Three days after the offer for UB, however, Hanson, the most-feared takeover machine of the day, bid for Imperial. Competition authorities spent three nit-picking months deciding that UB or Imperial would have to sell its snacks business if the merger was to be allowed; a fatuous intervention in view of Pepsico’s domination today. By then, Imperial’s immediate share price was crucial, forcing the merger to be reversed, with UB bidding for Imperial. It ultimately lacked the City clout to beat Hanson.
By selling each business to whoever would pay a top price, Hanson dismantled Imperial so effectively that it was left with the guts of today’s £12.6 billion Imperial Tobacco for £200 million net. This experience dogged any future attempts to bring together a whole series of medium-sized companies such as UB (then worth £2 billion), RHM, Hillsdown, Unigate (later Uniq) and Dalgety, each of which combined a big commodity business such as bread, poultry or milk with higher-value brands.
Stripping them down for a great two or three-year return always looked, and may have been, a better proposition than painstaking creation for the future. The successful history of ABF, which escaped takeover by being family controlled, suggests otherwise. Once the stripping was done, however, only the low-growth, cost-led business was left.
RHM was tossed around between financial groups. Hanson eventually bid in 1992, but was outdone, perhaps as a matter of pride, by a £925 million bid from Tomkins, a smaller, hungrier conglomerate.
It says a lot that 14 years later, the enterprise called RHM is valued at just £1.3 billion. A little later, City fund managers preferred a board break-up plan at Hillsdown to a merger approach from Unigate.
After some unhelpful accounting reforms, conglomerates were replaced by private equity, which has still more firepower, even less accountability and a yet greater yen for food manufacturers.
RHM and Premier, whose origin lay in Cadbury Schweppes and Hillsdown, have both been ground through the private equity mill before being plopped back on to the public markets. UB is back in the maw of private equity, along with Weetabix and many others.
The process is the same. So is the problem. Once costs are cut, edges smoothed, brands exchanged and the value extracted, how can the food company be repackaged as something with a dynamic long-term future? With difficulty.
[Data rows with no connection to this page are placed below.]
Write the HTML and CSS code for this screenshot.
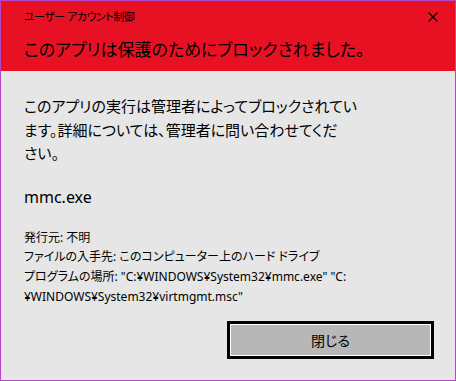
FILE: index.html
```html
<!DOCTYPE html>
<html lang="ja">
<head>
  <meta charset="UTF-8">
  <title>ユーザー アカウント制御</title>
  <link rel="stylesheet" href="styles.css">
</head>
<body>

  <div class="dialog">
    <header class="dialog-head">
      <div class="title-row">
        <span class="title">ユーザー アカウント制御</span>
        <svg class="close" width="10" height="10" viewBox="0 0 10 10">
          <path d="M0.5 0.5 L9.5 9.5 M9.5 0.5 L0.5 9.5" stroke="#000" stroke-width="1.1" fill="none"/>
        </svg>
      </div>
      <h1 class="headline">このアプリは保護のためにブロックされました。</h1>
    </header>

    <main class="dialog-body">
      <p class="message">このアプリの実行は管理者によってブロックされてい<br>ます。詳細については、管理者に問い合わせてくだ<br>さい。</p>

      <p class="app-name">mmc.exe</p>

      <div class="details">
        <div>発行元: 不明</div>
        <div>ファイルの入手先: このコンピューター上のハード ドライブ</div>
        <div>プログラムの場所: "C:¥WINDOWS¥System32¥mmc.exe" "C:<br>¥WINDOWS¥System32¥virtmgmt.msc"</div>
      </div>

      <div class="actions">
        <button class="btn-close">閉じる</button>
      </div>
    </main>
  </div>

</body>
</html>
```

FILE: styles.css
```css
html, body {
  margin: 0;
  padding: 0;
}

body {
  width: 456px;
  height: 381px;
  font-family: "Noto Sans", "Noto Sans CJK JP", sans-serif;
  color: #000;
}

.dialog {
  box-sizing: border-box;
  width: 456px;
  height: 381px;
  border: 1px solid #b446c8;
  background: #e6e6e6;
  display: flex;
  flex-direction: column;
}

.dialog-head {
  background: #e81123;
  height: 70px;
  box-sizing: border-box;
  padding: 8px 17px 0 23px;
}

.title-row {
  display: flex;
  justify-content: space-between;
  align-items: center;
  height: 16px;
}

.title {
  font-size: 11px;
  line-height: 16px;
  letter-spacing: -0.5px;
  font-feature-settings: "palt";
}

.close {
  display: block;
}

.headline {
  margin: 12px 0 0;
  font-size: 17px;
  font-weight: normal;
  line-height: 26px;
  font-feature-settings: "palt";
}

.dialog-body {
  flex: 1;
  padding: 24px 0 0 23px;
  display: flex;
  flex-direction: column;
}

.message {
  margin: 0;
  font-size: 15px;
  line-height: 23.5px;
  font-feature-settings: "palt";
}

.app-name {
  margin: 20px 0 0;
  font-size: 16px;
  line-height: 22px;
}

.details {
  margin-top: 20px;
  font-size: 12px;
  line-height: 19.7px;
  font-feature-settings: "palt";
}

.actions {
  display: flex;
  justify-content: flex-end;
  margin-top: auto;
  padding: 0 21px 21px 0;
}

.btn-close {
  box-sizing: border-box;
  width: 207px;
  height: 38px;
  border: 3px solid #000;
  box-shadow: inset 0 0 0 1px #fff;
  background: #b7b7b7;
  font-family: inherit;
  font-size: 14px;
  font-feature-settings: "palt";
  color: #000;
  padding: 0;
}
```
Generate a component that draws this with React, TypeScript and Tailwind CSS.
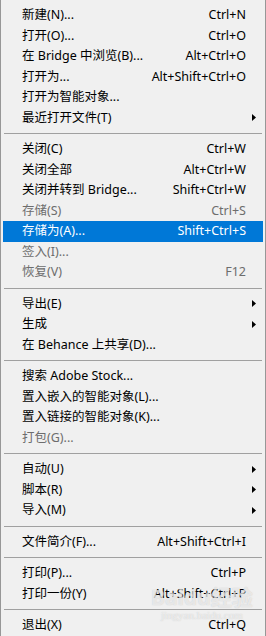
type Item =
  | { sep: true }
  | { sep?: false; label: string; shortcut?: string; disabled?: boolean; active?: boolean; sub?: boolean };

const items: Item[] = [
  { label: "新建(N)...", shortcut: "Ctrl+N" },
  { label: "打开(O)...", shortcut: "Ctrl+O" },
  { label: "在 Bridge 中浏览(B)...", shortcut: "Alt+Ctrl+O" },
  { label: "打开为...", shortcut: "Alt+Shift+Ctrl+O" },
  { label: "打开为智能对象..." },
  { label: "最近打开文件(T)", sub: true },
  { sep: true },
  { label: "关闭(C)", shortcut: "Ctrl+W" },
  { label: "关闭全部", shortcut: "Alt+Ctrl+W" },
  { label: "关闭并转到 Bridge...", shortcut: "Shift+Ctrl+W" },
  { label: "存储(S)", shortcut: "Ctrl+S", disabled: true },
  { label: "存储为(A)...", shortcut: "Shift+Ctrl+S", active: true },
  { label: "签入(I)...", disabled: true },
  { label: "恢复(V)", shortcut: "F12", disabled: true },
  { sep: true },
  { label: "导出(E)", sub: true },
  { label: "生成", sub: true },
  { label: "在 Behance 上共享(D)..." },
  { sep: true },
  { label: "搜索 Adobe Stock..." },
  { label: "置入嵌入的智能对象(L)..." },
  { label: "置入链接的智能对象(K)..." },
  { label: "打包(G)...", disabled: true },
  { sep: true },
  { label: "自动(U)", sub: true },
  { label: "脚本(R)", sub: true },
  { label: "导入(M)", sub: true },
  { sep: true },
  { label: "文件简介(F)...", shortcut: "Alt+Shift+Ctrl+I" },
  { sep: true },
  { label: "打印(P)...", shortcut: "Ctrl+P" },
  { label: "打印一份(Y)", shortcut: "Alt+Shift+Ctrl+P" },
  { sep: true },
  { label: "退出(X)", shortcut: "Ctrl+Q" },
];

const Arrow = () => (
  <svg width="4" height="7" viewBox="0 0 4 7" className="block">
    <path d="M0 0 L4 3.5 L0 7 Z" fill="#000" />
  </svg>
);

export default function App() {
  return (
    <div
      className="relative w-[266px] h-[636px] overflow-hidden bg-[#f0f0f0] border-x border-[#979797] pt-[5px] text-[12.5px] leading-none"
      style={{ fontFamily: '"Noto Sans", "Noto Sans CJK SC", sans-serif' }}
    >
      {items.map((it, i) =>
        it.sep ? (
          <div key={i} className="flex h-[11px] items-center px-[3px]">
            <div className="h-px w-full bg-[#a0a0a0]" />
          </div>
        ) : (
          <div
            key={i}
            className={
              "mx-[2px] flex h-[20.5px] items-center pl-[19px] " +
              (it.active ? "bg-[#0078d7] text-white" : it.disabled ? "text-[#6d6d6d]" : "text-black")
            }
          >
            <span className="flex-1 whitespace-nowrap">{it.label}</span>
            {it.shortcut && <span className="whitespace-nowrap">{it.shortcut}</span>}
            <div className="flex w-[17px] justify-end pr-[7px]">{it.sub && <Arrow />}</div>
          </div>
        )
      )}
      <div className="pointer-events-none absolute left-[150px] top-[587px] flex flex-col items-center text-white/60 [text-shadow:0_0_1px_rgba(150,150,150,0.5)]">
        <span className="text-[21px] font-bold leading-none">Baidu经验</span>
        <span className="mt-[2px] text-[11px] leading-none" style={{ fontFamily: '"Liberation Serif", serif' }}>
          jingyan.baidu.com
        </span>
      </div>
    </div>
  );
}
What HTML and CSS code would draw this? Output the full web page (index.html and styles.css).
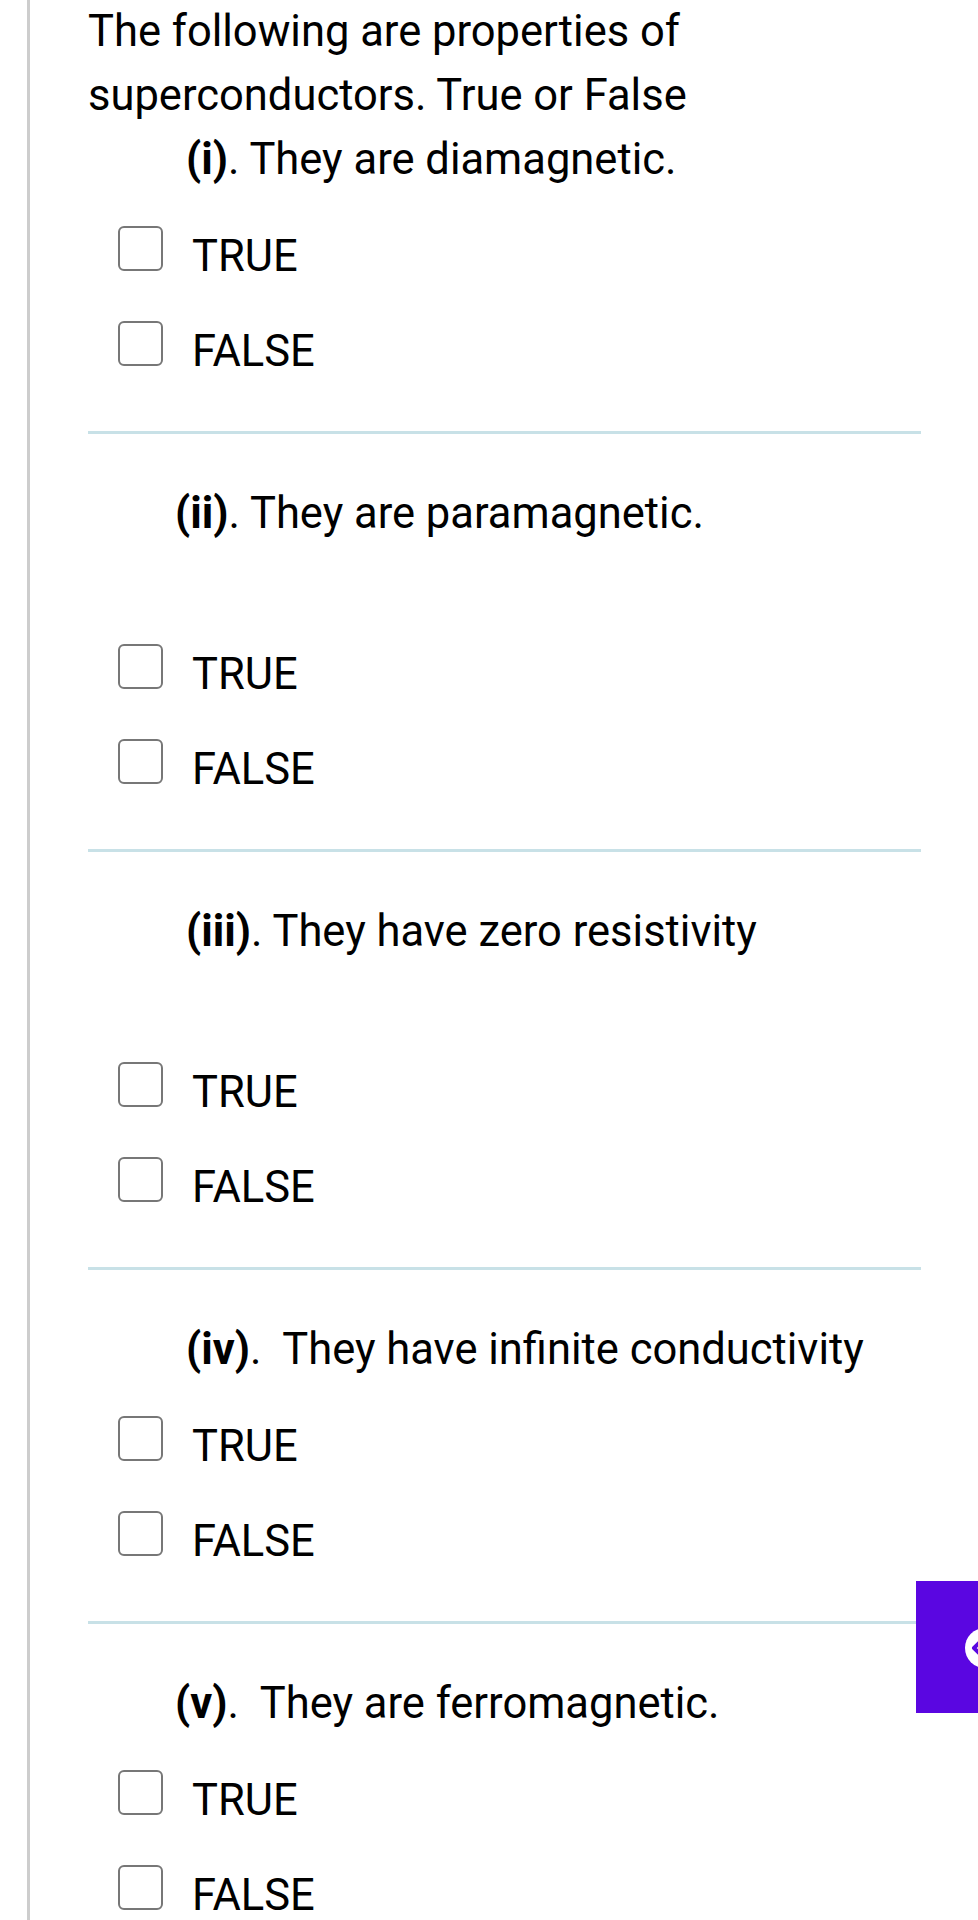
FILE: index.html
```html
<!DOCTYPE html>
<html lang="en">
<head>
  <meta charset="UTF-8">
  <title>Superconductors quiz</title>
  <link rel="stylesheet" href="styles.css">
</head>
<body>

  <div class="page">
    <div class="quiz">

      <section class="item">
        <p class="lead">The following are properties of superconductors. True or False</p>
        <p class="question indent-a"><b>(i)</b>. They are diamagnetic.</p>
        <ul class="options">
          <li class="option"><span class="box"></span>TRUE</li>
          <li class="option"><span class="box"></span>FALSE</li>
        </ul>
      </section>

      <section class="item">
        <p class="question indent-b gap-after"><b>(ii)</b>. They are paramagnetic.</p>
        <ul class="options">
          <li class="option"><span class="box"></span>TRUE</li>
          <li class="option"><span class="box"></span>FALSE</li>
        </ul>
      </section>

      <section class="item">
        <p class="question indent-a gap-after"><b>(iii)</b>. They have zero resistivity</p>
        <ul class="options">
          <li class="option"><span class="box"></span>TRUE</li>
          <li class="option"><span class="box"></span>FALSE</li>
        </ul>
      </section>

      <section class="item">
        <p class="question indent-a"><b>(iv)</b>.&nbsp; They have infinite conductivity</p>
        <ul class="options">
          <li class="option"><span class="box"></span>TRUE</li>
          <li class="option"><span class="box"></span>FALSE</li>
        </ul>
      </section>

      <section class="item">
        <p class="question indent-b"><b>(v)</b>.&nbsp; They are ferromagnetic.</p>
        <ul class="options">
          <li class="option"><span class="box"></span>TRUE</li>
          <li class="option"><span class="box"></span>FALSE</li>
        </ul>
      </section>

    </div>
  </div>

  <!-- floating side tab -->
  <div class="side-tab">
    <svg width="62" height="132" viewBox="0 0 62 132">
      <circle cx="69" cy="67" r="20" fill="#ffffff"/>
      <path d="M65 60 L58 67 L65 74" fill="none" stroke="#5a06e1" stroke-width="4" stroke-linecap="round" stroke-linejoin="round"/>
    </svg>
  </div>

</body>
</html>
```

FILE: styles.css
```css
html, body {
  margin: 0;
  padding: 0;
  background: #ffffff;
  overflow-x: hidden;
}

body {
  font-family: Roboto, 'Liberation Sans', sans-serif;
  font-size: 43.5px;
  color: #000000;
}

.page {
  margin-left: 27px;
  border-left: 3px solid #cdcdcd;
  min-height: 1920px;
}

.quiz {
  padding: 0 57px 0 58px;
}

.item {
  padding: 48px 0 32px;
  border-bottom: 3px solid #c8e1e7;
}

.item:first-child {
  padding-top: 0;
}

.item:last-child {
  border-bottom: none;
}

.lead,
.question {
  margin: 0;
  line-height: 64px;
}

.question b {
  font-weight: 700;
}

.indent-a {
  padding-left: 98px;
}

.indent-b {
  padding-left: 87px;
}

.gap-after {
  padding-bottom: 64px;
}

.options {
  list-style: none;
  margin: 17px 0 0;
  padding: 0 0 0 30px;
}

.option {
  display: flex;
  align-items: center;
  height: 95px;
  line-height: 1;
}

.box {
  width: 45px;
  height: 45px;
  box-sizing: border-box;
  border: 2.5px solid #777777;
  border-radius: 6px;
  margin-right: 29px;
  margin-bottom: 16px;
  flex-shrink: 0;
}

.side-tab {
  position: absolute;
  top: 1581px;
  right: 0;
  width: 62px;
  height: 132px;
  background: #5a06e1;
  overflow: hidden;
}

.side-tab svg {
  display: block;
}
```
The management cliché in most industries is to stick to markets where you can be No 1 or No 2. In British supermarkets, however, the own brand usually fills one of these slots, making the brand game more perilous. The second proprietary brand may not get on the shelves. That is why Unilever and Heinz have sold famous brand names.
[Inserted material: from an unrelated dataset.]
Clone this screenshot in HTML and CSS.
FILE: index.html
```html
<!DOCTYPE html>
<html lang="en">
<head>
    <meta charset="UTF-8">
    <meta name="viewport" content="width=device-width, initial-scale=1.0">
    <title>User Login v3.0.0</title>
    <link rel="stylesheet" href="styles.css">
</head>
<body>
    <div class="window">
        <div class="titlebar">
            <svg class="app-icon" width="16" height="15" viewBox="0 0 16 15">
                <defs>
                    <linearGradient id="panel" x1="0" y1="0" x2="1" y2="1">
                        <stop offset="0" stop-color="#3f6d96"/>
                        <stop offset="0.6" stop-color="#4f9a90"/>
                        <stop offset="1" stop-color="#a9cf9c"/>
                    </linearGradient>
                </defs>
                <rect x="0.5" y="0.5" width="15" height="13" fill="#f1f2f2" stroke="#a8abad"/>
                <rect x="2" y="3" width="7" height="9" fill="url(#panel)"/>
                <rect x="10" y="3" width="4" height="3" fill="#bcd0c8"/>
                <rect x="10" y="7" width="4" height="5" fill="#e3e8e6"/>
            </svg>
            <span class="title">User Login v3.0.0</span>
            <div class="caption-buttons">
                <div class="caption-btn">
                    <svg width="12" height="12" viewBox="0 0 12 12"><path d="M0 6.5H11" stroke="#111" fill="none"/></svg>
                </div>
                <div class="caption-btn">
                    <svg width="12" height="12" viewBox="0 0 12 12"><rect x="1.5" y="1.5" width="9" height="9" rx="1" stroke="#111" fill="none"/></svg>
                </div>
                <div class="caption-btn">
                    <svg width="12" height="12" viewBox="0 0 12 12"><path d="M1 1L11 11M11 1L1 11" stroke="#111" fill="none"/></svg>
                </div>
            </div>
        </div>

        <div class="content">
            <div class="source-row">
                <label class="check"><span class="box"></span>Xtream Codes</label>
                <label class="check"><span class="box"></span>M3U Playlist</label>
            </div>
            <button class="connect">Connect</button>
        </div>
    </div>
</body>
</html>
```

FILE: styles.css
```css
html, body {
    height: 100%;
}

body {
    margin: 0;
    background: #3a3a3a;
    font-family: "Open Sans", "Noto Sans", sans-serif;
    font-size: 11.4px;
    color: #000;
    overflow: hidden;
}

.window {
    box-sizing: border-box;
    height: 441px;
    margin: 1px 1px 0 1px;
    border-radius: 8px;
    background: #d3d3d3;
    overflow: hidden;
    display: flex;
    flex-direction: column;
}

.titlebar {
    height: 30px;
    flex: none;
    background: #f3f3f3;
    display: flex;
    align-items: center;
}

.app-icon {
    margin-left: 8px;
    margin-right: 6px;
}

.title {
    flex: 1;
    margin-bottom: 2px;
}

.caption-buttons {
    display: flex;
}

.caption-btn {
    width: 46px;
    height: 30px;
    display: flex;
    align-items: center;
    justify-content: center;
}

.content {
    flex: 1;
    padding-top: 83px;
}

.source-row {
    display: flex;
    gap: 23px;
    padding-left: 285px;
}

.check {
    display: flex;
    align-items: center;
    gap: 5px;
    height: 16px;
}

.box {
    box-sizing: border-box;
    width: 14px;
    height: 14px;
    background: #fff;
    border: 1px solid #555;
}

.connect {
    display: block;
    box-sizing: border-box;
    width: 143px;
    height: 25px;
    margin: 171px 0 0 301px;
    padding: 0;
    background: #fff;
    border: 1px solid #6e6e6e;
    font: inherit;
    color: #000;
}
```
Cadbury, in sweets and soft drinks, ABF, in UK bread and sugar, and Tate & Lyle, in sweeteners worldwide, have succeeded mainly by specialising. They have developed mature product sectors and invested in new ways of adding value and cutting costs.
Even in commodity items, dominated by supermarkets, the top producer with the lowest costs will normally do well.
The best of luck to Premier/RHM and anyone else who seeks the Grail. But do not bet on them finding it.